Organizations that underestimate integration complexity often face delayed ROI despite investing in advanced technology. Early architecture alignment across systems is therefore a critical success factor.
Strategic Implementation Considerations for Long Term Success
Technology selection alone does not guarantee success. The organizations that extract the most value from Salesforce Marketing Cloud approach implementation as a transformation initiative rather than a software deployment.
Several strategic principles consistently drive stronger outcomes:
- Align marketing architecture with business growth objectives
- Design data models for future scalability, not just current campaigns
- Prioritize governance and operational clarity early
- Establish measurable KPIs tied to revenue and customer value
- Invest in enablement and adoption planning
Experienced Salesforce ecosystem specialists play an important role in navigating these decisions.
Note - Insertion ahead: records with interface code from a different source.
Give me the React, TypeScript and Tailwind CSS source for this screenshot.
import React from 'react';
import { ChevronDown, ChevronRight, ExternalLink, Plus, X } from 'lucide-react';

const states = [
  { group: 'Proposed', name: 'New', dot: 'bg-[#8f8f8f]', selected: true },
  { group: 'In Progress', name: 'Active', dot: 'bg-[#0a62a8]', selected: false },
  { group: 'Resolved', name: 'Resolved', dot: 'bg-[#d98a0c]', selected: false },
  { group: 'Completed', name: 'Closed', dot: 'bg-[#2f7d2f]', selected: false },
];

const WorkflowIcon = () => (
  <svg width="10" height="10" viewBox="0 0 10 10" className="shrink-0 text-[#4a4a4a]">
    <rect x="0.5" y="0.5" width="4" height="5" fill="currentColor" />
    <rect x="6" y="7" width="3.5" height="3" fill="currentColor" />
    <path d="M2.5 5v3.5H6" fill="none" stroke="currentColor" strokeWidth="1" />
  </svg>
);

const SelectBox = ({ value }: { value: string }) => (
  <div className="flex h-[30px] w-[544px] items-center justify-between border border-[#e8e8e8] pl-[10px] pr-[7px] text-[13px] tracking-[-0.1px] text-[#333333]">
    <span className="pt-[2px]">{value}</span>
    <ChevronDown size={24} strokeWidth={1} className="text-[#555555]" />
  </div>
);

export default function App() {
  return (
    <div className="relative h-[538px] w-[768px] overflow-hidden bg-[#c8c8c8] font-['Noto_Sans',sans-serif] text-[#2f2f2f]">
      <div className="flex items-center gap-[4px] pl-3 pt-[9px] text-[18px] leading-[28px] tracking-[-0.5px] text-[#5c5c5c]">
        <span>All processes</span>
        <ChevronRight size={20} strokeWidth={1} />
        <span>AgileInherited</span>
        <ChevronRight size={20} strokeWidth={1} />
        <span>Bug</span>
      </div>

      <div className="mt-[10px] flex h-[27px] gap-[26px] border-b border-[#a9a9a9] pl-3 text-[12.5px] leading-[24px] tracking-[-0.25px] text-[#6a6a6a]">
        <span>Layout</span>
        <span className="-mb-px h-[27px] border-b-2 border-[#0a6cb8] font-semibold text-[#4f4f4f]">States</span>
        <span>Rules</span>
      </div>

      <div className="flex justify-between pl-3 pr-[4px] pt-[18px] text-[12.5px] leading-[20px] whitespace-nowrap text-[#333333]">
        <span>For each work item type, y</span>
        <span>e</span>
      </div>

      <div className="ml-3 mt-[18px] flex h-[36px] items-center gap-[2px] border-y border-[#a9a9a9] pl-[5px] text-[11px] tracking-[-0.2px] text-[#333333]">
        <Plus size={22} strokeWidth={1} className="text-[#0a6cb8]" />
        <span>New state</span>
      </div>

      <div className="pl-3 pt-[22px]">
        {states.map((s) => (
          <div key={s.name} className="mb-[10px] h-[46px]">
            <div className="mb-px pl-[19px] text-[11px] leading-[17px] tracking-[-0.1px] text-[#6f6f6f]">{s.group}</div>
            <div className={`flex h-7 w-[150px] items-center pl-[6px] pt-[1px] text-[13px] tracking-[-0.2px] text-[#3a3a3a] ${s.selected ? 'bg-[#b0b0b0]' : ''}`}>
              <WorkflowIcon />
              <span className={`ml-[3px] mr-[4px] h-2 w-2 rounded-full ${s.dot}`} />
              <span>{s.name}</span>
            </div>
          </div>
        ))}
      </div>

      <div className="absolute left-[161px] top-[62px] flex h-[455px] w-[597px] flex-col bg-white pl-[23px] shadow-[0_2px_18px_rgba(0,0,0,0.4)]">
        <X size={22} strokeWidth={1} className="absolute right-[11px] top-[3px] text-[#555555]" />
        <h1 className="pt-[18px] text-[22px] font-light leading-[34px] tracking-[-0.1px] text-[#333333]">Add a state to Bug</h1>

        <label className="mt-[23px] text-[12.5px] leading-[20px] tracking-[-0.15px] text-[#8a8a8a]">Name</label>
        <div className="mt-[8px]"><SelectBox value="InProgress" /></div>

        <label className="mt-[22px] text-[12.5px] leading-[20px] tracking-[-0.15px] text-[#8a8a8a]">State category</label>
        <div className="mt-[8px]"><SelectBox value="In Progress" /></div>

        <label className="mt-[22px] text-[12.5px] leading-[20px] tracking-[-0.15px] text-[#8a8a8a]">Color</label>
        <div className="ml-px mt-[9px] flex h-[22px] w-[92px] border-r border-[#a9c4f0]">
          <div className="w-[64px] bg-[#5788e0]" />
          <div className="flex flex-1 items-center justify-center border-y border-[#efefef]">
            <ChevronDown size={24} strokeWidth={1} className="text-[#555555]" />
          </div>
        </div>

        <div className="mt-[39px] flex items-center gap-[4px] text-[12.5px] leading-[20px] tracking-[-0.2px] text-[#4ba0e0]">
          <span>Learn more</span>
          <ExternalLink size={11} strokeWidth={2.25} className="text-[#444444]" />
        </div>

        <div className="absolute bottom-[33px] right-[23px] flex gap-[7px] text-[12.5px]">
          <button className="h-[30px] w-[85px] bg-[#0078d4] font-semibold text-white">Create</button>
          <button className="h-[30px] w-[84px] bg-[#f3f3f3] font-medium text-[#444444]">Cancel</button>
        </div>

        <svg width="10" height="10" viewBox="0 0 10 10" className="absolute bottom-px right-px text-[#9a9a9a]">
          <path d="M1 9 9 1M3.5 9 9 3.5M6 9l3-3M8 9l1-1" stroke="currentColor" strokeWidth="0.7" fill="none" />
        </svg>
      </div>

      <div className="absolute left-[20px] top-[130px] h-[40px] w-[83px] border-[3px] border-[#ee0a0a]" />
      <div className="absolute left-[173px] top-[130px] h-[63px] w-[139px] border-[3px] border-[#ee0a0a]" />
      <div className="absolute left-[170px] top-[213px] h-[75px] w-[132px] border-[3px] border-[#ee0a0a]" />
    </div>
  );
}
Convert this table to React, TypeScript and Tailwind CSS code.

Companies such as Hyphenx Solutions bring cross industry implementation experience, architecture expertise, and optimization methodologies that help organizations avoid common pitfalls while accelerating value realization.
The difference is rarely the platform itself; it is how effectively the platform is implemented, integrated, and evolved over time.
Conclusion
Selecting between Marketing Cloud Growth and Advanced is ultimately a strategic architecture decision that shapes customer engagement capabilities for years to come. Organizations that evaluate editions through the lens of scalability, integration readiness, and long term personalization goals make more confident investments and avoid costly rework.
With the right architectural foundation and implementation approach, Salesforce Marketing Cloud becomes more than a marketing platform it becomes a growth engine supporting intelligent, connected customer experiences across the enterprise.